• Work to be completed: Transcribe each line of the material as it is, and drop any picture.
━━━━━━━━━━━━━━━━━━━━━━━━━━━━━━
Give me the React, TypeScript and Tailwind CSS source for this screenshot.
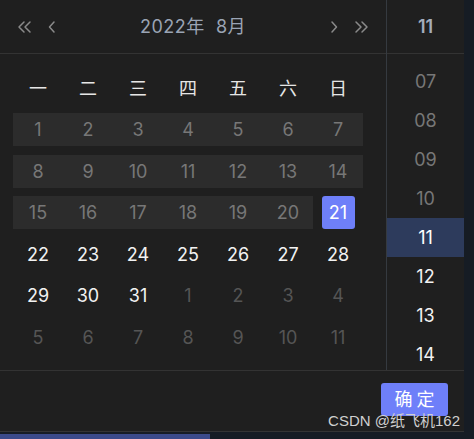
import React from "react";

const font = { fontFamily: 'Inter, "Noto Sans CJK SC", sans-serif' };

type Cell = { d: number; kind: "prev" | "cur" | "next"; band?: boolean; sel?: boolean };

const rows: Cell[][] = [
  [1, 2, 3, 4, 5, 6, 7].map((d) => ({ d, kind: "cur" as const, band: true })),
  [8, 9, 10, 11, 12, 13, 14].map((d) => ({ d, kind: "cur" as const, band: true })),
  [15, 16, 17, 18, 19, 20].map((d) => ({ d, kind: "cur" as const, band: true })).concat([{ d: 21, kind: "cur", sel: true }]),
  [22, 23, 24, 25, 26, 27, 28].map((d) => ({ d, kind: "cur" as const })),
  [
    { d: 29, kind: "cur" },
    { d: 30, kind: "cur" },
    { d: 31, kind: "cur" },
    { d: 1, kind: "next" },
    { d: 2, kind: "next" },
    { d: 3, kind: "next" },
    { d: 4, kind: "next" },
  ],
  [5, 6, 7, 8, 9, 10, 11].map((d) => ({ d, kind: "next" as const })),
];

const week = ["一", "二", "三", "四", "五", "六", "日"];
const hours = ["07", "08", "09", "10", "11", "12", "13", "14"];

function Chev({ double, dir }: { double?: boolean; dir: "l" | "r" }) {
  const flip = dir === "r" ? "scale(-1,1) translate(-16,0)" : undefined;
  return (
    <svg width="16" height="16" viewBox="0 0 16 16" fill="none" stroke="#8a8a8a" strokeWidth="1.5" strokeLinecap="round" strokeLinejoin="round">
      <g transform={flip}>
        {double ? (
          <>
            <path d="M8 3 L3 8 L8 13" />
            <path d="M14 3 L9 8 L14 13" />
          </>
        ) : (
          <path d="M10 3 L5.5 8 L10 13" />
        )}
      </g>
    </svg>
  );
}

export default function App() {
  return (
    <div className="relative w-[474px] h-[439px] overflow-hidden bg-[#161c24]" style={font}>
      <div className="w-[464px] h-[432px] bg-[#1f1f1f] flex flex-col border-b border-[#343434]">
        <div className="flex h-[371px] border-b border-[#333]">
          {/* calendar */}
          <div className="w-[387px] border-r border-[#353a40] flex flex-col">
            <div className="h-[54px] border-b border-[#333] flex items-center px-[16px]">
              <div className="flex items-center gap-[16px]">
                <Chev double dir="l" />
                <div className="-ml-[4px]"><Chev dir="l" /></div>
              </div>
              <div className="flex-1 text-center text-[18px] text-[#9aa4b4] tracking-[0.5px]">2022年&nbsp;&nbsp;8月</div>
              <div className="flex items-center gap-[16px]">
                <div className="-mr-[4px]"><Chev dir="r" /></div>
                <Chev double dir="r" />
              </div>
            </div>
            <div className="pl-[13px] pt-[13.5px]">
              <div className="flex h-[41.5px] items-center">
                {week.map((w) => (
                  <div key={w} className="w-[50px] text-center text-[18px] text-[#e6e6e6]">{w}</div>
                ))}
              </div>
              {rows.map((r, i) => (
                <div key={i} className="flex h-[41.5px] items-center">
                  {r.map((c, j) => (
                    <div
                      key={j}
                      className={
                        "w-[50px] h-[33px] flex items-center justify-center text-[18px] " +
                        (c.band ? "bg-[#2c2c2c] text-[#777] " : "") +
                        (!c.band && c.kind === "cur" ? "text-[#f2f2f2] " : "") +
                        (c.kind === "next" ? "text-[#555] " : "")
                      }
                    >
                      {c.sel ? (
                        <div className="w-[33px] h-[33px] rounded-[3px] bg-[#6e7ff9] text-white flex items-center justify-center">{c.d}</div>
                      ) : (
                        c.d
                      )}
                    </div>
                  ))}
                </div>
              ))}
            </div>
          </div>
          {/* time column */}
          <div className="w-[77px] flex flex-col overflow-hidden">
            <div className="h-[54px] shrink-0 border-b border-[#333] flex items-center justify-center text-[18px] font-semibold text-[#a3adbd]">11</div>
            <div className="pt-[7.5px]">
              {hours.map((h, i) => (
                <div
                  key={h}
                  className={
                    "h-[39px] flex items-center justify-center text-[18px] " +
                    (i < 4 ? "text-[#777]" : i === 4 ? "bg-[#2d3b5c] text-white" : "text-[#f2f2f2]")
                  }
                >
                  {h}
                </div>
              ))}
            </div>
          </div>
        </div>
        <div className="flex-1 flex justify-end items-start pt-[12px] pr-[16px]">
          <div className="w-[67px] h-[33px] rounded-[3px] bg-[#6e7ff9] text-white text-[18px] flex items-center justify-center tracking-[4px] pl-[4px]">确定</div>
        </div>
      </div>
      <div className="absolute left-0 top-[434px] w-[210px] h-[5px] bg-[#3b4a8a]" />
      <div className="absolute right-[14px] top-[409px] text-[15px] text-[#d0d0d0] leading-[24px]" style={{ fontFamily: '"Liberation Sans", "Noto Sans CJK SC", sans-serif' }}>CSDN @纸飞机162</div>
    </div>
  );
}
━━━━━━━━━━━━━━━━━━━━━━━━━━━━━━
• Written answer:
Give me the React, TypeScript and Tailwind CSS source for this screenshot.
import React from "react";

const font = { fontFamily: 'Inter, "Noto Sans CJK SC", sans-serif' };

type Cell = { d: number; kind: "prev" | "cur" | "next"; band?: boolean; sel?: boolean };

const rows: Cell[][] = [
  [1, 2, 3, 4, 5, 6, 7].map((d) => ({ d, kind: "cur" as const, band: true })),
  [8, 9, 10, 11, 12, 13, 14].map((d) => ({ d, kind: "cur" as const, band: true })),
  [15, 16, 17, 18, 19, 20].map((d) => ({ d, kind: "cur" as const, band: true })).concat([{ d: 21, kind: "cur", sel: true }]),
  [22, 23, 24, 25, 26, 27, 28].map((d) => ({ d, kind: "cur" as const })),
  [
    { d: 29, kind: "cur" },
    { d: 30, kind: "cur" },
    { d: 31, kind: "cur" },
    { d: 1, kind: "next" },
    { d: 2, kind: "next" },
    { d: 3, kind: "next" },
    { d: 4, kind: "next" },
  ],
  [5, 6, 7, 8, 9, 10, 11].map((d) => ({ d, kind: "next" as const })),
];

const week = ["一", "二", "三", "四", "五", "六", "日"];
const hours = ["07", "08", "09", "10", "11", "12", "13", "14"];

function Chev({ double, dir }: { double?: boolean; dir: "l" | "r" }) {
  const flip = dir === "r" ? "scale(-1,1) translate(-16,0)" : undefined;
  return (
    <svg width="16" height="16" viewBox="0 0 16 16" fill="none" stroke="#8a8a8a" strokeWidth="1.5" strokeLinecap="round" strokeLinejoin="round">
      <g transform={flip}>
        {double ? (
          <>
            <path d="M8 3 L3 8 L8 13" />
            <path d="M14 3 L9 8 L14 13" />
          </>
        ) : (
          <path d="M10 3 L5.5 8 L10 13" />
        )}
      </g>
    </svg>
  );
}

export default function App() {
  return (
    <div className="relative w-[474px] h-[439px] overflow-hidden bg-[#161c24]" style={font}>
      <div className="w-[464px] h-[432px] bg-[#1f1f1f] flex flex-col border-b border-[#343434]">
        <div className="flex h-[371px] border-b border-[#333]">
          {/* calendar */}
          <div className="w-[387px] border-r border-[#353a40] flex flex-col">
            <div className="h-[54px] border-b border-[#333] flex items-center px-[16px]">
              <div className="flex items-center gap-[16px]">
                <Chev double dir="l" />
                <div className="-ml-[4px]"><Chev dir="l" /></div>
              </div>
              <div className="flex-1 text-center text-[18px] text-[#9aa4b4] tracking-[0.5px]">2022年&nbsp;&nbsp;8月</div>
              <div className="flex items-center gap-[16px]">
                <div className="-mr-[4px]"><Chev dir="r" /></div>
                <Chev double dir="r" />
              </div>
            </div>
            <div className="pl-[13px] pt-[13.5px]">
              <div className="flex h-[41.5px] items-center">
                {week.map((w) => (
                  <div key={w} className="w-[50px] text-center text-[18px] text-[#e6e6e6]">{w}</div>
                ))}
              </div>
              {rows.map((r, i) => (
                <div key={i} className="flex h-[41.5px] items-center">
                  {r.map((c, j) => (
                    <div
                      key={j}
                      className={
                        "w-[50px] h-[33px] flex items-center justify-center text-[18px] " +
                        (c.band ? "bg-[#2c2c2c] text-[#777] " : "") +
                        (!c.band && c.kind === "cur" ? "text-[#f2f2f2] " : "") +
                        (c.kind === "next" ? "text-[#555] " : "")
                      }
                    >
                      {c.sel ? (
                        <div className="w-[33px] h-[33px] rounded-[3px] bg-[#6e7ff9] text-white flex items-center justify-center">{c.d}</div>
                      ) : (
                        c.d
                      )}
                    </div>
                  ))}
                </div>
              ))}
            </div>
          </div>
          {/* time column */}
          <div className="w-[77px] flex flex-col overflow-hidden">
            <div className="h-[54px] shrink-0 border-b border-[#333] flex items-center justify-center text-[18px] font-semibold text-[#a3adbd]">11</div>
            <div className="pt-[7.5px]">
              {hours.map((h, i) => (
                <div
                  key={h}
                  className={
                    "h-[39px] flex items-center justify-center text-[18px] " +
                    (i < 4 ? "text-[#777]" : i === 4 ? "bg-[#2d3b5c] text-white" : "text-[#f2f2f2]")
                  }
                >
                  {h}
                </div>
              ))}
            </div>
          </div>
        </div>
        <div className="flex-1 flex justify-end items-start pt-[12px] pr-[16px]">
          <div className="w-[67px] h-[33px] rounded-[3px] bg-[#6e7ff9] text-white text-[18px] flex items-center justify-center tracking-[4px] pl-[4px]">确定</div>
        </div>
      </div>
      <div className="absolute left-0 top-[434px] w-[210px] h-[5px] bg-[#3b4a8a]" />
      <div className="absolute right-[14px] top-[409px] text-[15px] text-[#d0d0d0] leading-[24px]" style={{ fontFamily: '"Liberation Sans", "Noto Sans CJK SC", sans-serif' }}>CSDN @纸飞机162</div>
    </div>
  );
}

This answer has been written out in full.